Saturday, December 22, 2012

Bah, Humbug! (Sort Of)

I am decidedly ambivalent about the holiday season.

As a child I can remember being so excited that I was unable to sleep on Christmas Eve.  Everything was so special -- the decorations at our house and around the city, the presents under the tree, the Christmas music on the radio and in the shopping malls, the heartwarming holiday specials on television, the dozens of Christmas cards we sent and received.  Although my family wasn't devoutly religious, we usually attended midnight mass on Christmas Eve at our local Episcopalian church.  Christmas day was a hectic family affair that started with opening presents, followed by dinner in mid-afternoon with in-laws and relatives, more exchanging and opening of gifts, then socializing until 8 or 9 o'clock.  All in all this was a very intense and long day.

The next day was a big let down.  I can remember getting together with neighborhood friends to compare gifts and to play with each other's stuff.  But the big thrill was over and it seemed anticlimactic.  Amazing what a difference 24 hours can make -- from heartfelt joy, eager anticipation, and warm fuzzy emotions to a kind of emptiness, deflation and a feeling of  despondency.  And those presents I had wanted so badly almost never lived up to my expectations.

As an adult I have to fight a tendency to become a bit depressed during the holiday season.  It's not that I'm a Scrooge at heart -- I really would like to feel the holiday spirit and experience those warm fuzzies again.  But it is hard to do when retailers start their holiday push even before Halloween, Christmas carols are used to sell merchandise rather than express holiday sentiments, and buying gifts is evaluated in terms of contribution to GNP rather than as a gesture of caring.  It seems commercialized, shallow and insincere.

And of course it is hard to reconcile the messages of goodwill and peace with pervasive international conflict, and with the exploitation, denigration and ruthless subjugation of large segments of the global population. If we could act like it was Christmas Eve throughout the year these problems might disappear. But I fear we are more likely to act like it was the day after Christmas.

To end on a more positive note, and to illustrate my ambivalence, not just negativity toward the holidays, I'll offer this thought:  maybe capturing the spirit of the season shouldn't be easy.  Maybe the challenge of overcoming the obstacles, of seeing past the commercialism, conflict, and shallowness can lead to a more significant personal and social experience.  I think it's worth a try.

1 comment:

Coleen Hanna said...

What a joy to read your commentary on Christmas.
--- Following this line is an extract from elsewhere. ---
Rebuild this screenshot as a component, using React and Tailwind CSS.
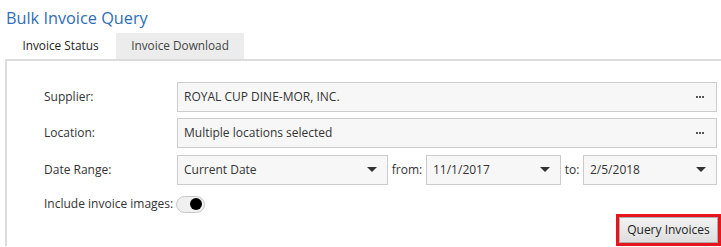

My experience resembled yours as a child, at least up to a point. In my family, everyone was so much better behaved around Christmas and I used to wish they'd always be like that. But it didn't take long for the dark clouds to roll back in. Still, I appreciate having had the experience once a year rather than not at all. With no family left, now I feel compelled to think more about the real meaning of Christmas, outside of all of the commercialism, and maybe that is not such a bad thing.